With many modern thermostats, you can set different temperatures at different times, and even run separate programmes for weekends.

You can also adjust the temperature controls on your radiators to ensure you are only warming up the rooms you need to.

Having inadequate insulation – £200

Households could be overpaying by £200 on heating bills due to poor insulation.

"This is because the heat created by a central heating system isn't staying inside the home as much as it should be, but instead escaping through the walls and floors," Nicholas said.

"This means that you turn up your heating more, which results in spending more on energy."

Insulation is a great way to stop wasting money on your energy bills and it can be done on a tight budget.

Setting up draught excluders around your home to block out any unwanted cool air is a cheap solution to slashing down your energy bills.

You can pick them up for as little as £4 at retailers like Dunelm.

You could also invest in some cheap draught-proofing methods such as draught-proofing tape, which can be bought online for £3.99

To stop a draught creeping in through the window, curtains can work as a great barrier too.

You can even invest in some thermal curtains for your sitting room or bedroom.

These are heavier versions which help keep the heat in your rooms for longer and you can pick them up for Argos for £30.

If your floor isn't insulated it can account for up to 10% of your home's heat loss, especially if it's wooden flooring.

Adding an extra layer, especially of something in a cosy material, like a rug or a carpet, can not only cover over gaps you might find in the flooring but also prevent some warm air from escaping.

Ikea and Dunelm both sell rugs for around £10, but sure that you check other retailers too in case we missed a better bargain.

Keeping outdated appliances – £100s

One of the biggest sources of wasted energy is old, outdated appliances that use far more energy than needed.

Without realising it, people using old electrical goods could be increasing their energy consumption, even if their usage is down.

Nicholas said using outdated appliances could be adding hundreds of pounds to your energy bill.

He added: "Using energy inefficient, outdated appliances can actually add around 40% to energy bills, especially energy inefficient boilers, fridges, and other major appliances.

"I always recommend checking the energy efficiency of any appliance you buy, as it can really make a big difference down the line."

Of course investing in new appliances doesn't come cheap, so you while you won't see a saving straight away, it could be worth it in the long run.

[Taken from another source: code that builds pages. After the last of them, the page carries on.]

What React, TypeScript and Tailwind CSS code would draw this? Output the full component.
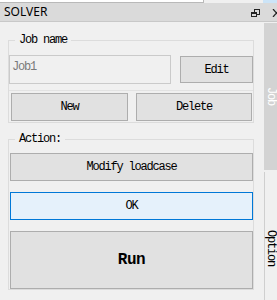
const mono = "font-['Liberation_Mono','DejaVu_Sans_Mono',monospace] text-[12px] tracking-[-1.2px]";

function Btn({ label, className }: { label: string; className: string }) {
  return (
    <button
      className={`flex items-center justify-center border border-[#adadad] bg-[#e1e1e1] text-black ${mono} ${className}`}
    >
      {label}
    </button>
  );
}

export default function App() {
  return (
    <div className="flex h-[300px] w-[277px] flex-col overflow-hidden bg-[#f0f0f0]">
      {/* strip of the window above */}
      <div className="flex h-[3px] shrink-0">
        <div className="w-[204px] border-b border-r border-[#b9b9b9] bg-white" />
        <div className="flex-1" />
        <div className="w-[14px] bg-[#cce4f7]" />
      </div>

      {/* dock title */}
      <div className="flex h-[19px] shrink-0 items-center border-b border-[#c8c8c8] bg-[#dadada] pl-[4px]">
        <span className="font-['Noto_Sans',sans-serif] text-[12px] leading-none text-black">SOLVER</span>
        <svg className="ml-auto mt-[2px]" width="9" height="8" viewBox="0 0 9 8">
          <rect x="3.5" y="0.5" width="5" height="5" fill="none" stroke="#222" />
          <rect x="0.5" y="3.5" width="5" height="4" fill="#dadada" stroke="#222" />
          <rect x="0" y="3" width="6" height="2" fill="#222" />
        </svg>
        <svg className="ml-[12px] mr-[-4px] mt-[2px] shrink-0" width="9" height="8" viewBox="0 0 9 8">
          <path d="M1 0 L8 8 M8 0 L1 8" stroke="#222" strokeWidth="1.2" />
        </svg>
      </div>

      <div className="flex min-h-0 flex-1">
        {/* main panel */}
        <div className="w-[264px] shrink-0 pl-[8px]">
          <fieldset className="mt-[12px] w-[246px] border border-[#dcdcdc]">
            <legend className={`ml-[6px] px-[4px] leading-[13px] text-black ${mono}`}>Job name</legend>
            <div className="flex items-center pt-[8px]">
              <div
                className={`h-[29px] w-[162px] border border-[#cacaca] bg-[#f0f0f0] pl-[2px] pt-[5px] leading-[13px] text-[#7a7a7a] ${mono}`}
              >
                Job1
              </div>
              <Btn label="Edit" className="ml-[9px] h-[27px] w-[73px]" />
            </div>
            <div className="mt-[6px] flex gap-[8px] border-t border-[#e2e2e2] pb-[1px] pl-[2px] pr-[1px] pt-[2px]">
              <Btn label="New" className="h-[28px] w-[117px]" />
              <Btn label="Delete" className="h-[28px] w-[116px]" />
            </div>
          </fieldset>

          <fieldset className="mt-[10px] w-[246px] border border-[#dcdcdc]">
            <legend className={`ml-[6px] px-[4px] leading-[13px] text-black ${mono}`}>Action:</legend>
            <div className="flex flex-col gap-[11px] pl-[1px] pt-[7px]">
              <Btn label="Modify loadcase" className="h-[28px] w-[243px]" />
              <button
                className={`flex h-[28px] w-[243px] items-center justify-center border border-[#0078d7] bg-[#e5f1fb] text-black ${mono}`}
              >
                OK
              </button>
              <button className="flex h-[58px] w-[243px] items-center justify-center border border-[#adadad] bg-[#e1e1e1] font-['Liberation_Mono','DejaVu_Sans_Mono',monospace] text-[16px] font-bold tracking-[-0.4px] text-black">
                Run
              </button>
            </div>
          </fieldset>
        </div>

        {/* side tabs */}
        <div className="flex w-[13px] shrink-0 flex-col">
          <div className="mt-[1px] flex h-[147px] shrink-0 justify-center bg-[#d3d3d3] pt-[64px]">
            <span className={`leading-[12px] text-white [writing-mode:vertical-rl] ${mono}`}>Job</span>
          </div>
          <div className="mt-[2px] flex flex-1 justify-center border-l border-[#cfcfcf] pt-[58px]">
            <span className={`leading-[12px] text-black [writing-mode:vertical-rl] ${mono}`}>Option</span>
          </div>
        </div>
      </div>
    </div>
  );
}
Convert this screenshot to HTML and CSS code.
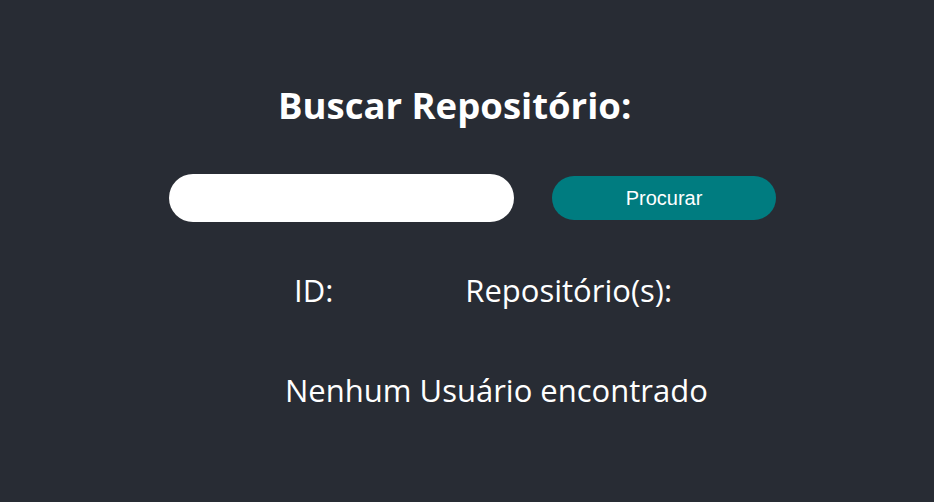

There are labels to look out for when buying appliances which could save you hundreds of pounds on your energy bills.

Appliances are now ranked from A to G, A being the most efficient.

The icons also tell you how long it takes per use, how much it can hold, what the noise output and how much water it uses.

This makes it easier to work out how much your household might need to use it and how much that could cost you.

The Sun has put together a guide on understanding these labels.

Leaving appliances on standby – £100

Leaving everyday items on standby could be costing you around £100 a year.

Some items use the same amount of energy as when they’re switched on.

TVs and games consoles are among the worst offenders, adding extra pennies to your bills with every hour they’re left in rest mode.

But plenty more appliances and gadgets may also be adding to your bills without you even realising.

Nicholas said: "Depending on how many appliances you have in your home, and what energy efficiency rating they have, you could add up to £100 a year on energy bills by leaving them on standby instead of turning them off.

"But this figure really does depend on the appliances you have in your home, and you could be spending a lot more."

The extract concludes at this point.